### THE EXERCISE
All of the records below must be output exactly, with no pictures carried over.

### ITEMS
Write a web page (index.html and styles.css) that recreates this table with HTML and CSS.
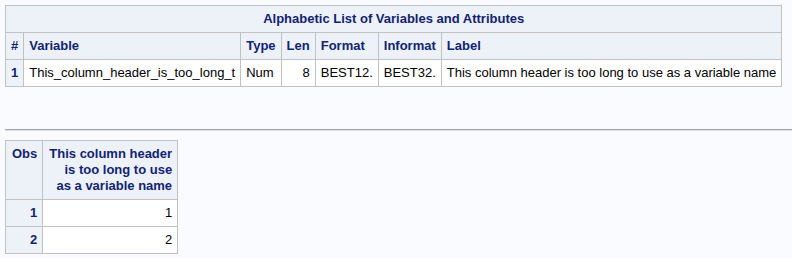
FILE: index.html
```html
<!DOCTYPE html>
<html lang="en">
  <head>
    <meta charset="UTF-8" />
    <title>SAS Output</title>
    <link rel="stylesheet" href="styles.css">
  </head>
  <body>
    <div class="output">
      <table class="table">
        <thead>
          <tr>
            <th class="title" colspan="7">Alphabetic List of Variables and Attributes</th>
          </tr>
          <tr>
            <th class="r">#</th>
            <th>Variable</th>
            <th>Type</th>
            <th class="r">Len</th>
            <th>Format</th>
            <th>Informat</th>
            <th>Label</th>
          </tr>
        </thead>
        <tbody>
          <tr>
            <th class="r">1</th>
            <td>This_column_header_is_too_long_t</td>
            <td>Num</td>
            <td class="r">8</td>
            <td>BEST12.</td>
            <td>BEST32.</td>
            <td>This column header is too long to use as a variable name</td>
          </tr>
        </tbody>
      </table>
    </div>

    <hr class="pagebreak" />

    <div class="output">
      <table class="table print">
        <thead>
          <tr>
            <th class="r">Obs</th>
            <th class="r">This column header<br />is too long to use<br />as a variable name</th>
          </tr>
        </thead>
        <tbody>
          <tr>
            <th class="r">1</th>
            <td class="r">1</td>
          </tr>
          <tr>
            <th class="r">2</th>
            <td class="r">2</td>
          </tr>
        </tbody>
      </table>
    </div>
  </body>
</html>
```

FILE: styles.css
```css
body {
  margin: 0;
  padding: 5px 0 0 5px;
  background-color: #fafbfe;
  font-family: "Liberation Sans", Arial, sans-serif;
  font-size: 13px;
  color: #000;
}
.output {
  display: flex;
}
.table {
  border-collapse: collapse;
  border: 1px solid #c1c1c1;
}
.table th,
.table td {
  border: 1px solid #c1c1c1;
  padding: 5px;
  line-height: 16px;
  text-align: left;
  vertical-align: top;
  white-space: nowrap;
}
.table th {
  background-color: #edf2f9;
  color: #112277;
  font-weight: bold;
}
.table td {
  background-color: #fff;
}
.table .title {
  text-align: center;
}
.table .r {
  text-align: right;
}
/* proc print cells are a little wider on the left */
.print th,
.print td {
  padding: 5px 5px 5px 6px;
}
.pagebreak {
  margin: 42px 0 9px 0;
  height: 0;
  border: none;
  border-top: 1px solid #a3a3a3;
  border-bottom: 1px solid #e2e2e2;
}
```
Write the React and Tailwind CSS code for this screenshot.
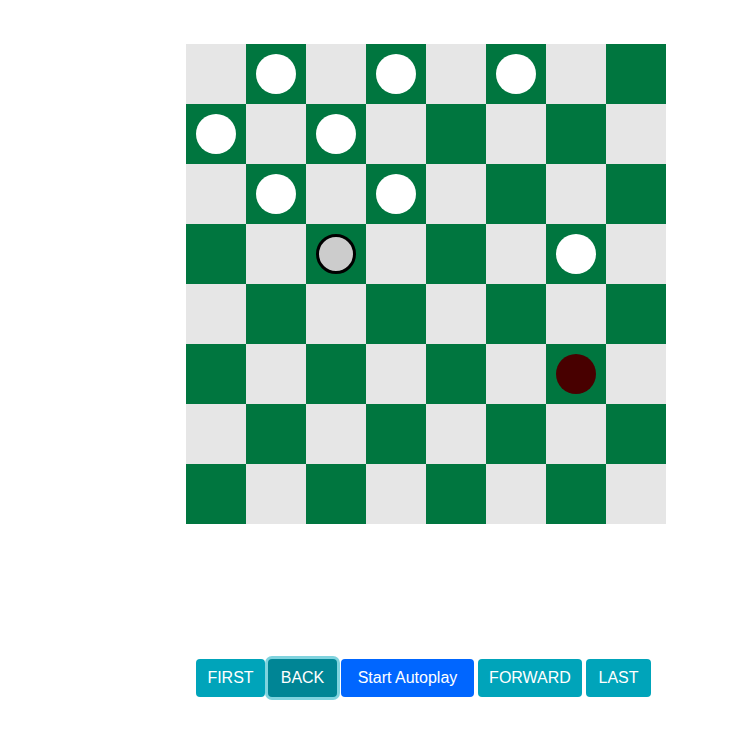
import React from "react";

// piece layout: row -> col -> type
const pieces = {
  "0-1": "white",
  "0-3": "white",
  "0-5": "white",
  "1-0": "white",
  "1-2": "white",
  "2-1": "white",
  "2-3": "white",
  "3-2": "selected",
  "3-6": "white",
  "5-6": "red",
};

function Piece({ type }) {
  if (type === "selected") {
    return <div className="w-10 h-10 rounded-full bg-[#cccccc] border-[3px] border-black" />;
  }
  if (type === "red") {
    return <div className="w-10 h-10 rounded-full bg-[#480000]" />;
  }
  return <div className="w-10 h-10 rounded-full bg-white" />;
}

function Board() {
  const cells = [];
  for (let r = 0; r < 8; r++) {
    for (let c = 0; c < 8; c++) {
      const dark = (r + c) % 2 === 1;
      const p = pieces[`${r}-${c}`];
      cells.push(
        <div
          key={`${r}-${c}`}
          className={
            "w-[60px] h-[60px] flex items-center justify-center " +
            (dark ? "bg-[#00763f]" : "bg-[#e6e6e6]")
          }
        >
          {p && <Piece type={p} />}
        </div>
      );
    }
  }
  return <div className="grid grid-cols-[repeat(8,60px)] w-[480px]">{cells}</div>;
}

export default function App() {
  return (
    <div
      className="w-[750px] h-[732px] bg-white pt-[44px] pl-[186px]"
      style={{ fontFamily: '"Liberation Sans", Arial, sans-serif' }}
    >
      <Board />
      <div className="mt-[135px] ml-[10px] flex text-white text-[16px]">
        <button className="w-[69px] h-[38px] rounded-[4px] bg-[#00a4ba]">FIRST</button>
        <button className="ml-[3px] w-[69px] h-[38px] rounded-[4px] bg-[#008595] shadow-[0_0_0_3px_#7fd3de]">BACK</button>
        <button className="ml-[4px] w-[133px] h-[38px] rounded-[4px] bg-[#0066ff]">Start Autoplay</button>
        <button className="ml-[4px] w-[104px] h-[38px] rounded-[4px] bg-[#00a4ba]">FORWARD</button>
        <button className="ml-[4px] w-[65px] h-[38px] rounded-[4px] bg-[#00a4ba]">LAST</button>
      </div>
    </div>
  );
}
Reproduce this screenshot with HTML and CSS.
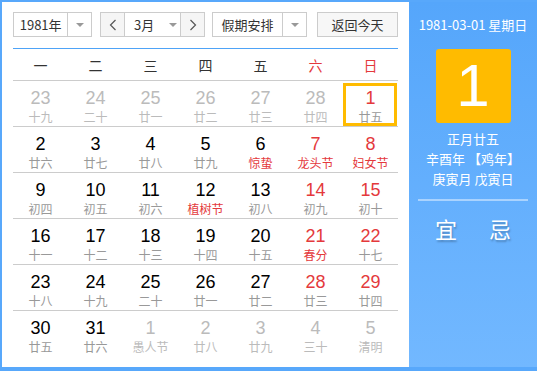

### RESPONSE TO THIS TASK
Write a web page (index.html and styles.css) that recreates this table with HTML and CSS.
FILE: index.html
```html
<!DOCTYPE html>
<html lang="en">
  <head>
    <meta charset="UTF-8" />
    <title>SAS Output</title>
    <link rel="stylesheet" href="styles.css">
  </head>
  <body>
    <div class="output">
      <table class="table">
        <thead>
          <tr>
            <th class="title" colspan="7">Alphabetic List of Variables and Attributes</th>
          </tr>
          <tr>
            <th class="r">#</th>
            <th>Variable</th>
            <th>Type</th>
            <th class="r">Len</th>
            <th>Format</th>
            <th>Informat</th>
            <th>Label</th>
          </tr>
        </thead>
        <tbody>
          <tr>
            <th class="r">1</th>
            <td>This_column_header_is_too_long_t</td>
            <td>Num</td>
            <td class="r">8</td>
            <td>BEST12.</td>
            <td>BEST32.</td>
            <td>This column header is too long to use as a variable name</td>
          </tr>
        </tbody>
      </table>
    </div>

    <hr class="pagebreak" />

    <div class="output">
      <table class="table print">
        <thead>
          <tr>
            <th class="r">Obs</th>
            <th class="r">This column header<br />is too long to use<br />as a variable name</th>
          </tr>
        </thead>
        <tbody>
          <tr>
            <th class="r">1</th>
            <td class="r">1</td>
          </tr>
          <tr>
            <th class="r">2</th>
            <td class="r">2</td>
          </tr>
        </tbody>
      </table>
    </div>
  </body>
</html>
```

FILE: styles.css
```css
body {
  margin: 0;
  padding: 5px 0 0 5px;
  background-color: #fafbfe;
  font-family: "Liberation Sans", Arial, sans-serif;
  font-size: 13px;
  color: #000;
}
.output {
  display: flex;
}
.table {
  border-collapse: collapse;
  border: 1px solid #c1c1c1;
}
.table th,
.table td {
  border: 1px solid #c1c1c1;
  padding: 5px;
  line-height: 16px;
  text-align: left;
  vertical-align: top;
  white-space: nowrap;
}
.table th {
  background-color: #edf2f9;
  color: #112277;
  font-weight: bold;
}
.table td {
  background-color: #fff;
}
.table .title {
  text-align: center;
}
.table .r {
  text-align: right;
}
/* proc print cells are a little wider on the left */
.print th,
.print td {
  padding: 5px 5px 5px 6px;
}
.pagebreak {
  margin: 42px 0 9px 0;
  height: 0;
  border: none;
  border-top: 1px solid #a3a3a3;
  border-bottom: 1px solid #e2e2e2;
}
```
Write the React and Tailwind CSS code for this screenshot.
import React from "react";

// piece layout: row -> col -> type
const pieces = {
  "0-1": "white",
  "0-3": "white",
  "0-5": "white",
  "1-0": "white",
  "1-2": "white",
  "2-1": "white",
  "2-3": "white",
  "3-2": "selected",
  "3-6": "white",
  "5-6": "red",
};

function Piece({ type }) {
  if (type === "selected") {
    return <div className="w-10 h-10 rounded-full bg-[#cccccc] border-[3px] border-black" />;
  }
  if (type === "red") {
    return <div className="w-10 h-10 rounded-full bg-[#480000]" />;
  }
  return <div className="w-10 h-10 rounded-full bg-white" />;
}

function Board() {
  const cells = [];
  for (let r = 0; r < 8; r++) {
    for (let c = 0; c < 8; c++) {
      const dark = (r + c) % 2 === 1;
      const p = pieces[`${r}-${c}`];
      cells.push(
        <div
          key={`${r}-${c}`}
          className={
            "w-[60px] h-[60px] flex items-center justify-center " +
            (dark ? "bg-[#00763f]" : "bg-[#e6e6e6]")
          }
        >
          {p && <Piece type={p} />}
        </div>
      );
    }
  }
  return <div className="grid grid-cols-[repeat(8,60px)] w-[480px]">{cells}</div>;
}

export default function App() {
  return (
    <div
      className="w-[750px] h-[732px] bg-white pt-[44px] pl-[186px]"
      style={{ fontFamily: '"Liberation Sans", Arial, sans-serif' }}
    >
      <Board />
      <div className="mt-[135px] ml-[10px] flex text-white text-[16px]">
        <button className="w-[69px] h-[38px] rounded-[4px] bg-[#00a4ba]">FIRST</button>
        <button className="ml-[3px] w-[69px] h-[38px] rounded-[4px] bg-[#008595] shadow-[0_0_0_3px_#7fd3de]">BACK</button>
        <button className="ml-[4px] w-[133px] h-[38px] rounded-[4px] bg-[#0066ff]">Start Autoplay</button>
        <button className="ml-[4px] w-[104px] h-[38px] rounded-[4px] bg-[#00a4ba]">FORWARD</button>
        <button className="ml-[4px] w-[65px] h-[38px] rounded-[4px] bg-[#00a4ba]">LAST</button>
      </div>
    </div>
  );
}
Reproduce this screenshot with HTML and CSS.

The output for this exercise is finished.